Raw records
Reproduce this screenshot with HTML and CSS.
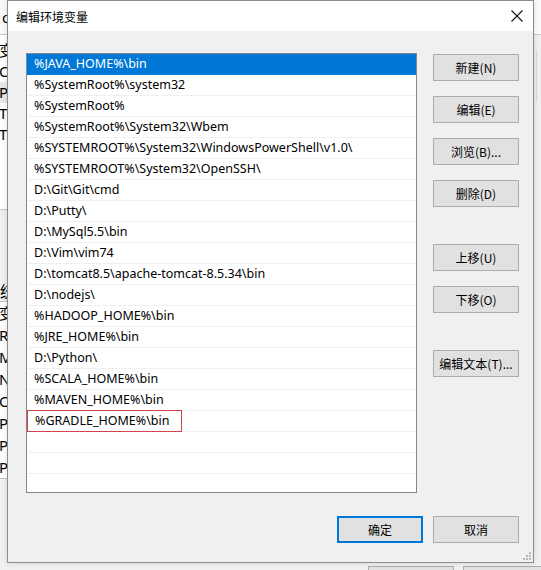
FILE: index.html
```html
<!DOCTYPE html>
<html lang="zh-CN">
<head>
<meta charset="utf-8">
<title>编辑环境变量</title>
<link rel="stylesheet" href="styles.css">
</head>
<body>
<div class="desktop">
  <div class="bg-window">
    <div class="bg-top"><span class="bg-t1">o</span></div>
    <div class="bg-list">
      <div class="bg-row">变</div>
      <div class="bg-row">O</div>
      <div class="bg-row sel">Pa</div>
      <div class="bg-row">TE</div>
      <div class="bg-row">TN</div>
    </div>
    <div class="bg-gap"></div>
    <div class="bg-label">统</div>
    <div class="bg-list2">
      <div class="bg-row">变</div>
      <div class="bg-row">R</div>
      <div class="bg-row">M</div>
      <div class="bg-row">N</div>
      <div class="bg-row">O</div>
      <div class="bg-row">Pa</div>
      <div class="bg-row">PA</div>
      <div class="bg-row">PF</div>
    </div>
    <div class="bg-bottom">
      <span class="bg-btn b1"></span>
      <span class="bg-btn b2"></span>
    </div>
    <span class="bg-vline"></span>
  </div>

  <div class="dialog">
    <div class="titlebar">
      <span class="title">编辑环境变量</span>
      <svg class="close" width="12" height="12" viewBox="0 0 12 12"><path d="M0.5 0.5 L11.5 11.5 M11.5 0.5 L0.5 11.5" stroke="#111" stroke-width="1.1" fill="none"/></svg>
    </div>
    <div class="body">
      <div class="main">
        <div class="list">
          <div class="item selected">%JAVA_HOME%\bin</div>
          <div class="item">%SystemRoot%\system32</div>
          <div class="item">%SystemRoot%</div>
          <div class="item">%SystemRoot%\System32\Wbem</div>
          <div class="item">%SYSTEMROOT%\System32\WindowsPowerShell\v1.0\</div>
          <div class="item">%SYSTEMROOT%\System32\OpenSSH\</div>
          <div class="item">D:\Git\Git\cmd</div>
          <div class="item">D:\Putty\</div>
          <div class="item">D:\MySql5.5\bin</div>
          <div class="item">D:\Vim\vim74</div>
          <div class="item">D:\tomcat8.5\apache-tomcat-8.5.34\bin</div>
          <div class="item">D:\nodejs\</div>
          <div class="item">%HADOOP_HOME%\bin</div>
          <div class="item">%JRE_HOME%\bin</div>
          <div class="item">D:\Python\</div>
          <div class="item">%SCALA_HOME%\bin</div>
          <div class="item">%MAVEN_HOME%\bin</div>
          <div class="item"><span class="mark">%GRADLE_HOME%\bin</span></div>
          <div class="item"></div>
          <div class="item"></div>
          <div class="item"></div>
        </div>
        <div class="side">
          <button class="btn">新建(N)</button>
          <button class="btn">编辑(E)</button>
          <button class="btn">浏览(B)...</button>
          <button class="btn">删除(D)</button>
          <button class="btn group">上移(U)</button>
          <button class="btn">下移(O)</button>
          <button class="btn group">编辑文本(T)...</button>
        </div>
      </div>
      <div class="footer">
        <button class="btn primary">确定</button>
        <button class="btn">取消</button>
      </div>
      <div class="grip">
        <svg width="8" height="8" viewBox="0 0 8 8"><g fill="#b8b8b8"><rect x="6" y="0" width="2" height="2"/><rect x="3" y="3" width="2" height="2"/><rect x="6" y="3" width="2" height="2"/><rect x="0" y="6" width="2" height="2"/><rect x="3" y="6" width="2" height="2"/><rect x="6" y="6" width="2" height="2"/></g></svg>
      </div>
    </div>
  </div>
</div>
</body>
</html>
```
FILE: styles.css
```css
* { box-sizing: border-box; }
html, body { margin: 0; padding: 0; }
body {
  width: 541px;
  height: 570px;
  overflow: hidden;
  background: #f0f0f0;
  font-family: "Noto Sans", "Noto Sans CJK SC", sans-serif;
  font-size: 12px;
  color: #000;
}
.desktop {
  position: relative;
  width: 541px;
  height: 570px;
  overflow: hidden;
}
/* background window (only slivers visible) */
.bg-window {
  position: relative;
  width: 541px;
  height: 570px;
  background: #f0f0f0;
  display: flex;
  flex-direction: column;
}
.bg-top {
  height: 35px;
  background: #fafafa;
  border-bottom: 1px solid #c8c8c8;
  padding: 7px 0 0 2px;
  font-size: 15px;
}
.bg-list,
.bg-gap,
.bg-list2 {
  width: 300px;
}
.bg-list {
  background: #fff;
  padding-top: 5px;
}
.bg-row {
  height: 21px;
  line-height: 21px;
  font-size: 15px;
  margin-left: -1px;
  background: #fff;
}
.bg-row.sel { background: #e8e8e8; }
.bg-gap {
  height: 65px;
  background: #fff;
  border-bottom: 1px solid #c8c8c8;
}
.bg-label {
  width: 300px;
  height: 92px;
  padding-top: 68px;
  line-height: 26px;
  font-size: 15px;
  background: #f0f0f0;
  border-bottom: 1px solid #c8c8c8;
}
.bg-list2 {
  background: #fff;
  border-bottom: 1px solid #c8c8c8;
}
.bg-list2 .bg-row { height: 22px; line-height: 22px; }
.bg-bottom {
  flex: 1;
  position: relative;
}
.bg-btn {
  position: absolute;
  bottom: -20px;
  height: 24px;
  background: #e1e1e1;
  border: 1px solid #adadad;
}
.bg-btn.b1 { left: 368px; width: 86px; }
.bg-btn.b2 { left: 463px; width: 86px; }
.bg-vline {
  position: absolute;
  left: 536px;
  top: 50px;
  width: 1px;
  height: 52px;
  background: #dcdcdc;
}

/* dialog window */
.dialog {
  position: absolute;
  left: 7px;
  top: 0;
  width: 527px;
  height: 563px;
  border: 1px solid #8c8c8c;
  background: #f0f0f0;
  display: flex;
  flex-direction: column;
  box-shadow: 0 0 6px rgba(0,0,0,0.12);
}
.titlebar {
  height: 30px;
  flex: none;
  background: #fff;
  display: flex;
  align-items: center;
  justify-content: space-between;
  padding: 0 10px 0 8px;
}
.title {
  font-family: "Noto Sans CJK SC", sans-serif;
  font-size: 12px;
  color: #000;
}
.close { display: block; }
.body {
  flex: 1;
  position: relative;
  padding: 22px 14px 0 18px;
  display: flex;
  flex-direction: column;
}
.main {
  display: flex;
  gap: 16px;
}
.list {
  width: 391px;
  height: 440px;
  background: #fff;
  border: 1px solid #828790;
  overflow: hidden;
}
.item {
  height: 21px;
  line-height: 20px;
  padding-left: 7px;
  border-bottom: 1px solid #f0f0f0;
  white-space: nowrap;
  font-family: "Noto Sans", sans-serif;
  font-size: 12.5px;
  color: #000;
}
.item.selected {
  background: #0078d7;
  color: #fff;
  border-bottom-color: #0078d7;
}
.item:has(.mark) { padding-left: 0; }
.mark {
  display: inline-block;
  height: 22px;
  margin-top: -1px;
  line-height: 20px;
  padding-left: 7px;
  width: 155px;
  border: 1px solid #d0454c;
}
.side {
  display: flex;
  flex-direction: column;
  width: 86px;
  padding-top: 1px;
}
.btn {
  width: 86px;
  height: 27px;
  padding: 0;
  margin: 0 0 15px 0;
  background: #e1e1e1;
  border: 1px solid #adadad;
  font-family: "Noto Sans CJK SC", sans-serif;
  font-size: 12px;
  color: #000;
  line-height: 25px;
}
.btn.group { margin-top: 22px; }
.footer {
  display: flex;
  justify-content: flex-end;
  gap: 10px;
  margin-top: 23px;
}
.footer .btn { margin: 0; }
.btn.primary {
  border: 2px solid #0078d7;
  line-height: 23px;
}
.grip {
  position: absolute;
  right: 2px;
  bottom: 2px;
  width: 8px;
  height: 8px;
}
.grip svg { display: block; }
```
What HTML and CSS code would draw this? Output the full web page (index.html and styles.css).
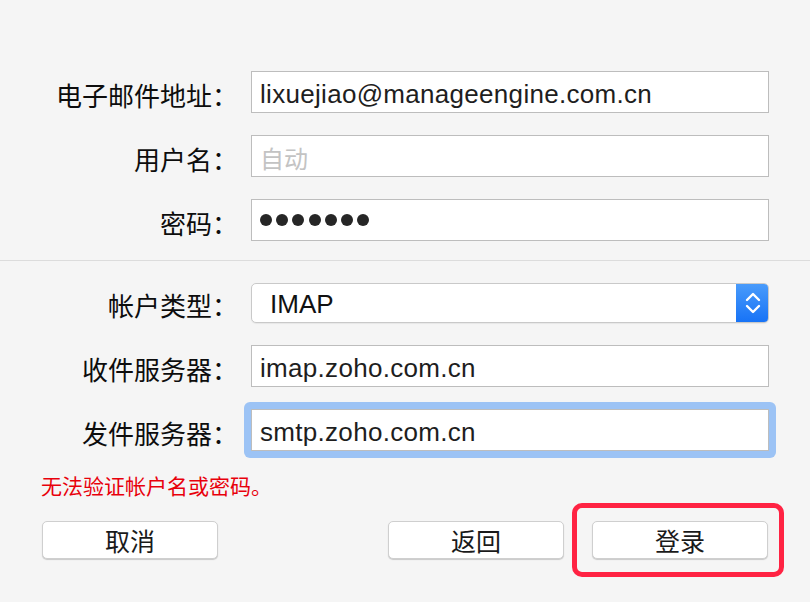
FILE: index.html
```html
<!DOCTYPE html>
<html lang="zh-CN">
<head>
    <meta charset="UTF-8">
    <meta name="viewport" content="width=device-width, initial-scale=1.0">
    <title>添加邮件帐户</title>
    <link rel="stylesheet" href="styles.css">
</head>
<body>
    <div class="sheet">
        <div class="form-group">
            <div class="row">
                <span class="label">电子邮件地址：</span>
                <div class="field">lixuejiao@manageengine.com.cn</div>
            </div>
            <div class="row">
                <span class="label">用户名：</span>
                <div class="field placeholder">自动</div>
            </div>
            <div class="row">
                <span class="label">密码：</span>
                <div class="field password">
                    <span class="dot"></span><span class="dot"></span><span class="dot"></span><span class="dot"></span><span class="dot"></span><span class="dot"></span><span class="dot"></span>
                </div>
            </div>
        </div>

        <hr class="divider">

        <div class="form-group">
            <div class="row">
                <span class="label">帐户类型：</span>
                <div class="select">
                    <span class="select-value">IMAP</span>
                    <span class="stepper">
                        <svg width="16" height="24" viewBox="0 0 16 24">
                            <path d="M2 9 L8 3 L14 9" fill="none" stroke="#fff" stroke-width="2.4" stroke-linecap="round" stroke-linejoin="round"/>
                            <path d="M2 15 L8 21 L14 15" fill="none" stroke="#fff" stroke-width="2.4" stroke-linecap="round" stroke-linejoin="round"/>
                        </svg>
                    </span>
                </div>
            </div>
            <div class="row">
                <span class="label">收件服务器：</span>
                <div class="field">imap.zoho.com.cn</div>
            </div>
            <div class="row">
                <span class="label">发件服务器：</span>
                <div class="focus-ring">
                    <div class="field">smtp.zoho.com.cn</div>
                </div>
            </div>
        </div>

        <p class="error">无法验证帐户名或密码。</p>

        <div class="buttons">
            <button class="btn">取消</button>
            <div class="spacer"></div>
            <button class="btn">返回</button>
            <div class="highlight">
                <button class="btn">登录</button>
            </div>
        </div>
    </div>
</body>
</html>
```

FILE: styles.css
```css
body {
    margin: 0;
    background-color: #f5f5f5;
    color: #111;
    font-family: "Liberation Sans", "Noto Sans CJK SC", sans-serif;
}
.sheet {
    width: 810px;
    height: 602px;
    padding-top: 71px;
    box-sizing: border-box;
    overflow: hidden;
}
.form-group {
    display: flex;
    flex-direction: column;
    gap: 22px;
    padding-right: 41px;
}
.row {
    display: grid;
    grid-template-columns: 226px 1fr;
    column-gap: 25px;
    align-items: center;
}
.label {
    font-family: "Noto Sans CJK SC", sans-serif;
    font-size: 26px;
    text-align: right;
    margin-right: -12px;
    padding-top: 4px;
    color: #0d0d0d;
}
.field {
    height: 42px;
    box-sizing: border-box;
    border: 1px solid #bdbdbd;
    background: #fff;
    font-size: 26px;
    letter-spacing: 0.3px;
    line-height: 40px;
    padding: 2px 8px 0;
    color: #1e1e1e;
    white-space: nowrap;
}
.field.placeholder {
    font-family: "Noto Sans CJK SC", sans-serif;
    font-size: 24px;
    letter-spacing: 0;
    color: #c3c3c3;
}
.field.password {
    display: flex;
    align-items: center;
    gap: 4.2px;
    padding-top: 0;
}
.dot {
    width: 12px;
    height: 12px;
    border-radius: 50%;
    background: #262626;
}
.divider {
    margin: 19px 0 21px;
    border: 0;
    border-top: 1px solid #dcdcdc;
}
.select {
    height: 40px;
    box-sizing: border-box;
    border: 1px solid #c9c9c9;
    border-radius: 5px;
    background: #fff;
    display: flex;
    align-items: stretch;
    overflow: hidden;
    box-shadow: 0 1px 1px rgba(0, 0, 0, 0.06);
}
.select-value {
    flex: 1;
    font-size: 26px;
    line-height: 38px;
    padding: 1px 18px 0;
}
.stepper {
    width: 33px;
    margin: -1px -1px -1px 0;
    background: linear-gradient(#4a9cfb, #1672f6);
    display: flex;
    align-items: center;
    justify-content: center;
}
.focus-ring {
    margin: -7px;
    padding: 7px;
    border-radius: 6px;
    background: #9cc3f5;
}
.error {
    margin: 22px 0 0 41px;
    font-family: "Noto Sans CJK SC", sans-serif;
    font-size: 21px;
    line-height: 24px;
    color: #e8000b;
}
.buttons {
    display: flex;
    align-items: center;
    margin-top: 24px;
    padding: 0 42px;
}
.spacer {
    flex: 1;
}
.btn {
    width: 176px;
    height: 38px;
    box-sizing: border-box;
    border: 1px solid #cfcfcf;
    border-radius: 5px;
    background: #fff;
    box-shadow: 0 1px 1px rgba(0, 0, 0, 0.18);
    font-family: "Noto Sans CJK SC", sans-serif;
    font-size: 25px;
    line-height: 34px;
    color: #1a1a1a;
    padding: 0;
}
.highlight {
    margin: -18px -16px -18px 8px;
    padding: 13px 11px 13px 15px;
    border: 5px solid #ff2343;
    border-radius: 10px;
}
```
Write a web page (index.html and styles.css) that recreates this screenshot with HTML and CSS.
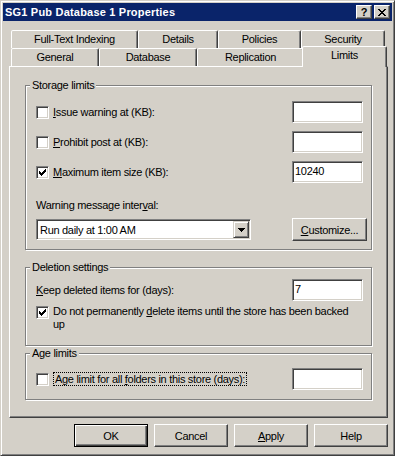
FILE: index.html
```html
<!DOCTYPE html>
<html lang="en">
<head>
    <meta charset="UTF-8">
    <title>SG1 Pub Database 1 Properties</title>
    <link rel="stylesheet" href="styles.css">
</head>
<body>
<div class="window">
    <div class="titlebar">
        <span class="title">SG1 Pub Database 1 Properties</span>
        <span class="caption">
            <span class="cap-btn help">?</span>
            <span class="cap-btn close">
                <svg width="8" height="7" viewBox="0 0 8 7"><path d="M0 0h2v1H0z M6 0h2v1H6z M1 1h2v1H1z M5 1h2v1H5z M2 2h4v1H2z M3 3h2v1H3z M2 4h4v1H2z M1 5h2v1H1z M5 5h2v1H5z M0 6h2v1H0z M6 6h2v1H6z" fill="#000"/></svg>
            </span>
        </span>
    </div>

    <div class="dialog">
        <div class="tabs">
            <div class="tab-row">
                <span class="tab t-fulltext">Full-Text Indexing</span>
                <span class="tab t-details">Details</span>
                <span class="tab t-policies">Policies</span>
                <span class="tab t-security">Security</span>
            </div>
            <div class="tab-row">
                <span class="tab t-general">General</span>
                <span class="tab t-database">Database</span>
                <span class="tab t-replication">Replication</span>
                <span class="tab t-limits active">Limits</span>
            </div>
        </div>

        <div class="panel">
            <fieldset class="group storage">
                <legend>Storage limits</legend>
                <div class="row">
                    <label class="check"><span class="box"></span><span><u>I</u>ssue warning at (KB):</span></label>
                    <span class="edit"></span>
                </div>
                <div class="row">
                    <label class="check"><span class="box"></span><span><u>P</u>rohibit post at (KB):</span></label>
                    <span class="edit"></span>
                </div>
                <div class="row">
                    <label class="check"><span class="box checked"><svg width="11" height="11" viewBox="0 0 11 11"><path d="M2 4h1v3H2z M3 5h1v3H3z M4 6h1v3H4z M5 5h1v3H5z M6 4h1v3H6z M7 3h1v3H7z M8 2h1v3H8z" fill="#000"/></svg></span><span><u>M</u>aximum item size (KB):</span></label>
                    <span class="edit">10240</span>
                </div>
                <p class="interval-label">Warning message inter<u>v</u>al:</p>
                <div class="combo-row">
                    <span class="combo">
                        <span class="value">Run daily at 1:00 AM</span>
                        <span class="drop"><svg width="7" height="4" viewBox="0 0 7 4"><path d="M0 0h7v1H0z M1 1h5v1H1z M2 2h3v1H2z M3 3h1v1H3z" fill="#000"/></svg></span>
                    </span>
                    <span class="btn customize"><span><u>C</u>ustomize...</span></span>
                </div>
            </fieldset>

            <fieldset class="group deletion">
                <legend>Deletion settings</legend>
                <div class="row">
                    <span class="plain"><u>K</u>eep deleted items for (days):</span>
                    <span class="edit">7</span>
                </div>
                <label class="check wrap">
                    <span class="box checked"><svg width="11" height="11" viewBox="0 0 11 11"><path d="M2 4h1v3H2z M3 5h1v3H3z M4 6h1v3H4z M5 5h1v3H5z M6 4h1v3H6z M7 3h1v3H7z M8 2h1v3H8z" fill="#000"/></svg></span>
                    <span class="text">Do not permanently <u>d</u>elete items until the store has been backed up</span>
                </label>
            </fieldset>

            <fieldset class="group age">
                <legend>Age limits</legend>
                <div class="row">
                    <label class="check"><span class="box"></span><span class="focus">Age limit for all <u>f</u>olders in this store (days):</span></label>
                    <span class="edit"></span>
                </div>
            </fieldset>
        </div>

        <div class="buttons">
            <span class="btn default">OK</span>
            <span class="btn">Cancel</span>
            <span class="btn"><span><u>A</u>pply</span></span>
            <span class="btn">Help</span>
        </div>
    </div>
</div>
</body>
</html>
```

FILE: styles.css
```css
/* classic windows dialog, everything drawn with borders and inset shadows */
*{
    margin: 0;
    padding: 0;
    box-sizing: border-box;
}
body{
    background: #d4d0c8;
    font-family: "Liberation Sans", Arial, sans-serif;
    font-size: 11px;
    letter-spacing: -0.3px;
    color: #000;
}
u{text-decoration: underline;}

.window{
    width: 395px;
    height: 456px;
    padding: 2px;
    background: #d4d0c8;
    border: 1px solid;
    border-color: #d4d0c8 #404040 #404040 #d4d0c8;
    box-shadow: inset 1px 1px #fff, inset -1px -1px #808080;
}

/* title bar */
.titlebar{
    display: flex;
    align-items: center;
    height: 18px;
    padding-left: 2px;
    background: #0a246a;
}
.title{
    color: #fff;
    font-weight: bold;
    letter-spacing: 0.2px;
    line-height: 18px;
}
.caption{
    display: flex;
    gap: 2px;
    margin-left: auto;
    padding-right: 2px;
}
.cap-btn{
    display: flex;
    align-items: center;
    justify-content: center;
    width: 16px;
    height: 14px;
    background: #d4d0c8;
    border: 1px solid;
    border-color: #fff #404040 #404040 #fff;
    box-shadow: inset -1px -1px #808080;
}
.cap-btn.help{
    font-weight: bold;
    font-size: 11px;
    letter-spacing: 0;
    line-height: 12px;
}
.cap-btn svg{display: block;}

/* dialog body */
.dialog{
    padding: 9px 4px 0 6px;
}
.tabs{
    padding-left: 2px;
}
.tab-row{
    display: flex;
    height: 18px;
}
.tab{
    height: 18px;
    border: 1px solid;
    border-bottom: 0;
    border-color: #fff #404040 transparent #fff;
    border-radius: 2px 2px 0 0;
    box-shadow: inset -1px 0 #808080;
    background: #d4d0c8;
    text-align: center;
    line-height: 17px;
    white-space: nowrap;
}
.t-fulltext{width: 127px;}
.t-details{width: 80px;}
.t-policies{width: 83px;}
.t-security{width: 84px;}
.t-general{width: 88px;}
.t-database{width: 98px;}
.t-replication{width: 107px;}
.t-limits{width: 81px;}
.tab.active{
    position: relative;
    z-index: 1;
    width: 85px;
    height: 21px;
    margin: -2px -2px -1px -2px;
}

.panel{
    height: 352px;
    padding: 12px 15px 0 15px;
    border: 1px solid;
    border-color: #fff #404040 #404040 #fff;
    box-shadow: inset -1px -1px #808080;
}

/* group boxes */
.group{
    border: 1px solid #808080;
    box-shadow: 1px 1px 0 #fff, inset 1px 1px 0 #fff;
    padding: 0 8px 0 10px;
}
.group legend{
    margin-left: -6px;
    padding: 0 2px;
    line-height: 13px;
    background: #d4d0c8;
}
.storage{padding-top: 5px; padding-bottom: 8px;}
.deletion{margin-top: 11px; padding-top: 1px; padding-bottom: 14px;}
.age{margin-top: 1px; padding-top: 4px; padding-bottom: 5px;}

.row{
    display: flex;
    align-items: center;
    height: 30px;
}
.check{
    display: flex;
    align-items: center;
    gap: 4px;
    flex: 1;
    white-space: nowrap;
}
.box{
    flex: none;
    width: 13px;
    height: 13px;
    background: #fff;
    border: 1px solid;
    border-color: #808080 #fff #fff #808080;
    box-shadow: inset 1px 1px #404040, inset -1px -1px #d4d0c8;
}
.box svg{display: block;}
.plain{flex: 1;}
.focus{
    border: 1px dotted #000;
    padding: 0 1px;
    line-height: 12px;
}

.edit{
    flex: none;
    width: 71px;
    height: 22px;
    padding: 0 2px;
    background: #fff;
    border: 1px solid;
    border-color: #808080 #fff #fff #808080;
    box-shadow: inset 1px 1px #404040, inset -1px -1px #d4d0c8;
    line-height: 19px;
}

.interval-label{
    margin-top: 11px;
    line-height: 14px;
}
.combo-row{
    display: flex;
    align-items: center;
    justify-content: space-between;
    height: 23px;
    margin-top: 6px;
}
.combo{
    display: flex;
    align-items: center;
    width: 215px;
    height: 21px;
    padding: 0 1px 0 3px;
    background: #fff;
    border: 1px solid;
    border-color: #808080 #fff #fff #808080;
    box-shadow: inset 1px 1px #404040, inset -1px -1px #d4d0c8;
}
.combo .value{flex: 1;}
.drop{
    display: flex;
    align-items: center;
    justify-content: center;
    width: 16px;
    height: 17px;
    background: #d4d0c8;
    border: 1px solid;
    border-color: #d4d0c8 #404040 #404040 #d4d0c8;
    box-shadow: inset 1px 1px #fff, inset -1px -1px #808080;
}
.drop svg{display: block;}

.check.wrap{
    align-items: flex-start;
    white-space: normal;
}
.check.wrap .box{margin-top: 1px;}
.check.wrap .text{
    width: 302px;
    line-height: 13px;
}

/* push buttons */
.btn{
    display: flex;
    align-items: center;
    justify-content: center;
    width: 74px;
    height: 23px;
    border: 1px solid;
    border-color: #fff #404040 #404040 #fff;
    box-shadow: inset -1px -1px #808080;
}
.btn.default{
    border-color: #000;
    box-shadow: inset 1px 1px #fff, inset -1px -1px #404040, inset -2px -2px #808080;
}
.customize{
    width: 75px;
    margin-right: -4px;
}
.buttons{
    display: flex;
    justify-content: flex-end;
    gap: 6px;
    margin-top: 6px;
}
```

| Instructions to follow |
Check each line of the records for the word "screenshot" and extract those that contain it.

| Output for this exercise |
Reproduce this screenshot with HTML and CSS.
Write a web page (index.html and styles.css) that recreates this screenshot with HTML and CSS.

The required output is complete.